For the recovery of Mn from the solution, the use of zerovalent iron (ZVI) is proposed. In a study by Bartzas et al. [26], the performance of a Fe⁰ permeable reactive barrier (PRB) was evaluated for the treatment of acid leachates, where it was observed that metals, such as aluminum, manganese, nickel, cobalt, and zinc, were mainly removed from solution, as metal hydroxides, by precipitation. This can be an attractive proposal because zerovalent iron is a cheap byproduct obtained from the metal finishing industries.

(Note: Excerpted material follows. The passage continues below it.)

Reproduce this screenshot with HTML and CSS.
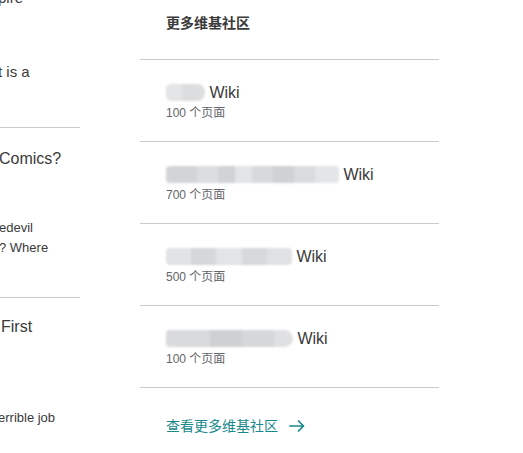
FILE: index.html
```html
<!DOCTYPE html>
<html lang="zh">
<head>
<meta charset="utf-8">
<title>更多维基社区</title>
<link rel="stylesheet" href="styles.css">
</head>
<body>
<div class="page">
  <div class="feed">
    <div class="card card-1">
      <div class="card-title first">pire</div>
      <div class="card-text gap-1">t is a</div>
    </div>
    <div class="card card-2">
      <div class="card-title">Comics?</div>
      <div class="card-desc gap-2">edevil<br>? Where</div>
    </div>
    <div class="card card-3">
      <div class="card-title">First</div>
      <div class="card-desc gap-3">errible job</div>
    </div>
  </div>

  <aside class="communities">
    <h2 class="communities-head">更多维基社区</h2>
    <ul class="wiki-list">
      <li class="wiki">
        <div class="wiki-name"><span class="blur blur-1"></span> Wiki</div>
        <div class="wiki-pages">100 个页面</div>
      </li>
      <li class="wiki">
        <div class="wiki-name"><span class="blur blur-2"></span> Wiki</div>
        <div class="wiki-pages">700 个页面</div>
      </li>
      <li class="wiki">
        <div class="wiki-name"><span class="blur blur-3"></span> Wiki</div>
        <div class="wiki-pages">500 个页面</div>
      </li>
      <li class="wiki">
        <div class="wiki-name"><span class="blur blur-4"></span> Wiki</div>
        <div class="wiki-pages">100 个页面</div>
      </li>
    </ul>
    <a class="more-link" href="#">查看更多维基社区
      <svg class="arrow" width="16" height="12" viewBox="0 0 16 12" aria-hidden="true">
        <path d="M1 6H14.5M9.5 1L14.5 6L9.5 11" fill="none" stroke="currentColor" stroke-width="1.7" stroke-linecap="round" stroke-linejoin="round"/>
      </svg>
    </a>
  </aside>
</div>
</body>
</html>
```

FILE: styles.css
```css
html, body {
  margin: 0;
  padding: 0;
  background: #ffffff;
}

body {
  font-family: "Liberation Sans", Arial, "Noto Sans CJK SC", sans-serif;
  color: #3a3a3a;
  width: 523px;
  height: 453px;
  overflow: hidden;
}

.page {
  display: flex;
  align-items: flex-start;
}

/* left feed (cut off on the left edge) */
.feed {
  width: 80px;
  flex: none;
  overflow: hidden;
  white-space: nowrap;
}

.card {
  border-bottom: 1px solid #c8ccd1;
}

.card-title {
  font-size: 16px;
  line-height: 22px;
}

.card-text {
  font-size: 15px;
  line-height: 20px;
}

.card-desc {
  font-size: 13px;
  line-height: 20px;
}

.card-1 {
  padding-bottom: 45px;
}

.card-1 .first {
  font-size: 15px;
  line-height: 20px;
  margin-top: -12px;
  margin-left: -2px;
}

.gap-1 {
  margin-top: 54px;
  margin-left: -2px;
}

.card-2 {
  padding-top: 20px;
  padding-bottom: 39px;
}

.card-2 .card-title {
  margin-left: -1px;
}

.gap-2 {
  margin-top: 48px;
  margin-left: -1px;
}

.card-3 {
  border-bottom: none;
  padding-top: 18px;
}

.card-3 .card-title {
  margin-left: 1px;
}

.gap-3 {
  margin-top: 70px;
  margin-left: -2px;
}

/* right panel */
.communities {
  width: 299px;
  margin-left: 60px;
  flex: none;
}

.communities-head {
  margin: 0;
  padding: 13px 26px 26px;
  font-size: 14px;
  line-height: 20px;
  font-weight: 700;
  color: #3a3a3a;
}

.wiki-list {
  list-style: none;
  margin: 0;
  padding: 0;
}

.wiki {
  border-top: 1px solid #c8ccd1;
  padding: 23px 26px 20px;
}

.wiki:last-child {
  border-bottom: 1px solid #c8ccd1;
}

.wiki-name {
  font-size: 16px;
  line-height: 20px;
  color: #3a3a3a;
  white-space: nowrap;
}

.wiki-pages {
  margin-top: 2px;
  font-size: 12px;
  line-height: 16px;
  color: #63666a;
}

.blur {
  display: inline-block;
  vertical-align: top;
  height: 17px;
  margin-top: 1px;
  border-radius: 4px;
  filter: blur(1px);
}

.blur-1 {
  width: 39px;
  background: linear-gradient(90deg, #e4e5e7 0 40%, #dcdddf 40% 100%);
  border-radius: 5px 8px 8px 5px;
}

.blur-2 {
  width: 173px;
  background: linear-gradient(90deg,
    #d3d4d6 0 18%, #dcdddf 18% 30%, #d2d3d5 30% 40%, #e3e4e6 40% 50%,
    #d8d9db 50% 62%, #d0d1d3 62% 74%, #dadbdd 74% 86%, #e4e5e7 86% 100%);
}

.blur-3 {
  width: 126px;
  background: linear-gradient(90deg,
    #e2e3e5 0 20%, #d6d7d9 20% 40%, #e3e4e6 40% 60%, #d7d8da 60% 80%, #e0e1e3 80% 100%);
}

.blur-4 {
  width: 127px;
  background: linear-gradient(90deg,
    #d9dadc 0 35%, #cfd0d2 35% 60%, #d6d7d9 60% 85%, #dfe0e2 85% 100%);
  border-radius: 4px 9px 9px 4px;
}

.more-link {
  display: flex;
  align-items: center;
  gap: 11px;
  margin-top: 28px;
  padding: 0 26px;
  font-size: 14px;
  line-height: 20px;
  color: #17898b;
  text-decoration: none;
}

.arrow {
  flex: none;
}
```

Table 6 shows a comparison of the experimental results of Mn extraction from marine nodules with the use of slag and slag flotation tailings.

4. Conclusions

This investigation presents the results of dissolving Mn from marine nodules in an acid medium at room temperature (25 °C) with the use of tailings obtained from flotations of smelter slag. The Fe present in the tailings proved to be a good reducing agent, increasing MnO₂ dissolution kinetics. The findings of this study are as follows:

(1)

The ANOVA test indicates that sulfuric acid is the factor that has the greatest impact on manganese extraction under the studied conditions.

(2)

The manganese dissolution rate was generally higher when tailings were used instead of slag, possibly because tailings are more reactive to leaching.

(3)

Increase of the agitation speed did not significantly increase Mn extraction.

(4)

The highest Mn extraction rate of 77% was obtained at an MnO₂/Fe₂O₃ ratio 0.5, 1 mol/L H₂SO₄, particle size of −47 + 38 μm, and leaching time of 40 min.

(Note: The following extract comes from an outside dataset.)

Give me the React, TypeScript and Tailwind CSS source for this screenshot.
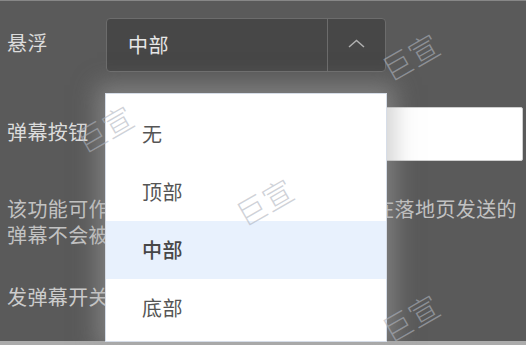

In future work, the leaching of marine nodules should be studied using different Fe reducing agents but under the same operational conditions. It is also necessary to determine the optimal MnO₂/Fe₂O₃ ratio that improves dissolution of Mn. In addition, SEM studies need to be carried out on the tailings and manganese nodules after leaching, in order to observe their morphology and determine the possible formation of any iron precipitates.